A former African Methodist Episcopal Church minister was hit with a lawsuit Wednesday over allegations of sexual harassment.
Filed in St. Louis Circuit Court, the suit alleges that Reverend Frederick McCullough brazenly harassed -- and nearly raped -- an associate female minister during the two years he headed the Wayman AME Church in St. Louis.
"The unspoken message for women and especially female preachers has been that we must either accept the sexual harassment...or risk being being expelled," said the plaintiff, Brenda Jones, in written statement. "I am fighting this because it has to stop."
The lawsuit alleges McCullough groped Jones on multiple occasions, forced her to look at a photo of his penis and told her that he liked older women and was "going to get [him] some of that pussy."
Jones and her lawyer, Kenneth Chackes, are seeking a jury trial and unspecified compensatory and punitive damages.
It's worth noting that allegations in a lawsuit don't carry the weight of a criminal investigation, and to date no criminal charges have been brought against McCullough.
As it stands, Jones' lawsuit alleges multiple incidents of sexual harassment, including a September 2012 incident in which McCullough invited Jones into his office where grabbed her, forced her to bend over his desk and pulled up her skirt before saying "I'm going to fuck you right up in this church." Jones claims she was able to escape.
Hope Whitehead, McCullough's attorney, tells Daily RFT that her client "denies any and all allegations of sexual harassment and will vigorously defend his good name and reputation in a court of law."
Jones joined the AME church in 2006 and became a preacher at the Wayman AME Church in 2011, the same year McCullough was assigned to lead the church as pastor.
Jones eventually filed a written complaint against McCullough that resulted in a three month internal investigation. The lawsuit alleges that during the investigation, McCullough was allowed to remain in his position and used the pulpit to publicly berate Jones in his sermons, referring to her as "Potiphar's wife," a Biblical reference that implies Jones falsely accused McCullough because he declined her sexual advances.
The lawsuit also lists as defendants the national African Methodist Episcopal Church, the 5th Episcopal District of the AME Church, which includes churches in Missouri and Wayman Church. Also included is Bishop Larry Kirkland, presiding prelate of the 5th Episcopal District of the AME Church, who the lawsuit says used an October 2013 church meeting to denounce Jones as "the devil."
Continue for the result of the AME Church's internal investigation, as well as statements from SNAP's David Clohessy...
However, after the investigation church officials found McCullough guilty of inappropriate behavior, though in connection with a different woman not named in the suit. McCullough has since left Wayman AME Church to found the Restoration House Community Church in Hazelwood.

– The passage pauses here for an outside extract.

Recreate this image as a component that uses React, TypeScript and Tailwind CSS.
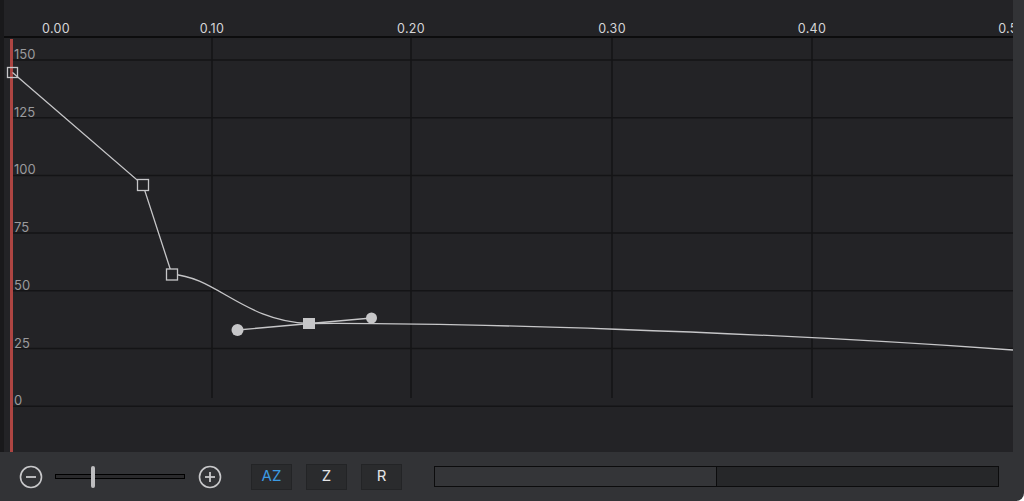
import { type ReactNode } from "react";

const FONT = { fontFamily: "Inter, 'Liberation Sans', sans-serif" };

const TIME_TICKS = [
  { label: "0.00", x: 56 },
  { label: "0.10", x: 212 },
  { label: "0.20", x: 411 },
  { label: "0.30", x: 612 },
  { label: "0.40", x: 812 },
  { label: "0.50", x: 1012 },
];

const VALUE_ROWS = [
  { label: "150", y: 60 },
  { label: "125", y: 117.7 },
  { label: "100", y: 175.4 },
  { label: "75", y: 233 },
  { label: "50", y: 290.8 },
  { label: "25", y: 348.5 },
  { label: "0", y: 406.2 },
];

const GRID_X = [212, 411, 612, 812];

const STROKE = "#c6c6c8";

function TimeRuler() {
  return (
    <div className="relative h-[38px] shrink-0 overflow-hidden border-b-2 border-[#0c0c0d]">
      {TIME_TICKS.map((tick) => (
        <span
          key={tick.label}
          className="absolute top-[21px] -translate-x-1/2 text-[12.5px] leading-[16px] tracking-[0.3px] text-[#d6d6d8]"
          style={{ left: tick.x - 4 }}
        >
          {tick.label}
        </span>
      ))}
    </div>
  );
}

function CurvePlot() {
  return (
    <svg
      width={1009}
      height={414}
      viewBox="4 38 1009 414"
      className="block shrink-0"
      style={FONT}
    >
      {GRID_X.map((x) => (
        <line key={x} x1={x} y1={38} x2={x} y2={398} stroke="#141416" strokeWidth={1.5} />
      ))}
      {VALUE_ROWS.map((row) => (
        <g key={row.label}>
          <line x1={13} y1={row.y} x2={1013} y2={row.y} stroke="#141416" strokeWidth={1.5} />
          <text x={14} y={row.y - 1} fontSize={13} fill="#9a9a9d">
            {row.label}
          </text>
        </g>
      ))}

      {/* playhead */}
      <rect x={10} y={39} width={3} height={413} fill="#ad4542" />

      {/* animation curve */}
      <path
        d="M12.5,72.5 L143,185 L172,274.5 C215,276 245,322 309,323.5 C450,322.5 750,331 1013,350"
        fill="none"
        stroke={STROKE}
        strokeWidth={1.3}
      />

      {/* tangent of selected key */}
      <line x1={237.5} y1={330} x2={371.5} y2={318} stroke={STROKE} strokeWidth={1.3} />
      <circle cx={237.5} cy={330} r={6} fill={STROKE} />
      <circle cx={371.5} cy={318} r={5.5} fill={STROKE} />

      {/* keys */}
      <rect x={7.5} y={67.5} width={10} height={10} fill="none" stroke={STROKE} strokeWidth={1.3} />
      <rect x={137.5} y={179.5} width={11} height={11} fill="#232326" stroke={STROKE} strokeWidth={1.3} />
      <rect x={166.5} y={269} width={11} height={11} fill="#232326" stroke={STROKE} strokeWidth={1.3} />
      <rect x={303} y={318} width={12} height={11} fill={STROKE} />
    </svg>
  );
}

function ZoomIcon({ plus }: { plus?: boolean }) {
  return (
    <svg width={24} height={24} viewBox="0 0 24 24" className="shrink-0">
      <circle cx={12} cy={12} r={10.5} fill="none" stroke="#c8c8ca" strokeWidth={1.6} />
      <line x1={7} y1={12} x2={17} y2={12} stroke="#c8c8ca" strokeWidth={1.8} />
      {plus ? <line x1={12} y1={7} x2={12} y2={17} stroke="#c8c8ca" strokeWidth={1.8} /> : null}
    </svg>
  );
}

function ZoomSlider() {
  return (
    <div className="relative h-[22px] w-[130px] shrink-0">
      <div className="absolute left-0 right-0 top-[8px] h-[5px] border border-black bg-[#2a2a2c]" />
      <div className="absolute left-[36px] top-0 h-[22px] w-[4px] rounded-full bg-[#bdbdbf]" />
    </div>
  );
}

function ToolButton({ children, active }: { children: ReactNode; active?: boolean }) {
  return (
    <button
      type="button"
      className={
        active
          ? "flex h-[26px] w-[41px] items-center justify-center border border-[#232426] bg-[#2a2b2d] text-[15px] text-[#3c9ae2]"
          : "flex h-[26px] w-[41px] items-center justify-center border border-[#232426] bg-[#2a2b2d] text-[15px] text-[#e4e4e6]"
      }
    >
      {children}
    </button>
  );
}

export default function App() {
  return (
    <div
      className="flex h-[501px] w-[1024px] flex-col overflow-hidden rounded-br-lg bg-[#323336]"
      style={FONT}
    >
      <div className="flex h-[452px] shrink-0">
        <div className="flex w-[1013px] shrink-0 flex-col border-l-4 border-[#19191b] bg-[#232326]">
          <TimeRuler />
          <CurvePlot />
        </div>
        <div className="flex-1" />
      </div>

      <div className="flex flex-1 items-center pl-[19px]">
        <ZoomIcon />
        <div className="ml-[12px]">
          <ZoomSlider />
        </div>
        <div className="ml-[13px]">
          <ZoomIcon plus />
        </div>
        <div className="ml-[29px] flex gap-[14px]">
          <ToolButton active>AZ</ToolButton>
          <ToolButton>Z</ToolButton>
          <ToolButton>R</ToolButton>
        </div>
        <div className="ml-[32px] flex h-[21px] w-[565px] border-[1.5px] border-[#0c0c0d]">
          <div className="w-[282px] border-r-[1.5px] border-[#0c0c0d] bg-[#343538]" />
          <div className="flex-1 bg-[#262729]" />
        </div>
      </div>
    </div>
  );
}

A spokesman for the Wayman Church confirms that McCullough is no longer affiliated with it or the AME Church "in any way."
"Most denominations try to handle crimes internally, and it's an inherently flawed self serving system," says David Clohessy, executive director of Survivors Network of those Abused by Priests, or SNAP, which held a protest outside Wayman Church on Thursday in support of the lawsuit.
Church officials knew, the suit says, that McCullough had sexually harassed other women in Georgia and Nebraska, including a 2004 incident in which he engaged in inappropriate sexual behavior with a minor female. According to the lawsuit, church officials refused to report their findings to law enforcement.
"This is about more than a sexual predator," says Clohessy. "It's also about a very unhealthy, self-serving church hierarchy that rallies around the accused, attacks the accuser, and deters victims, witnesses and whistleblowers from speaking up."
Clohessy says Jones reached out to SNAP three months ago with her allegations.
"The church has shown no remorse," concludes Jones' written statement. "I do believe it will happen again [and] therefore, with God on my side I believe it is essential that I take this to court."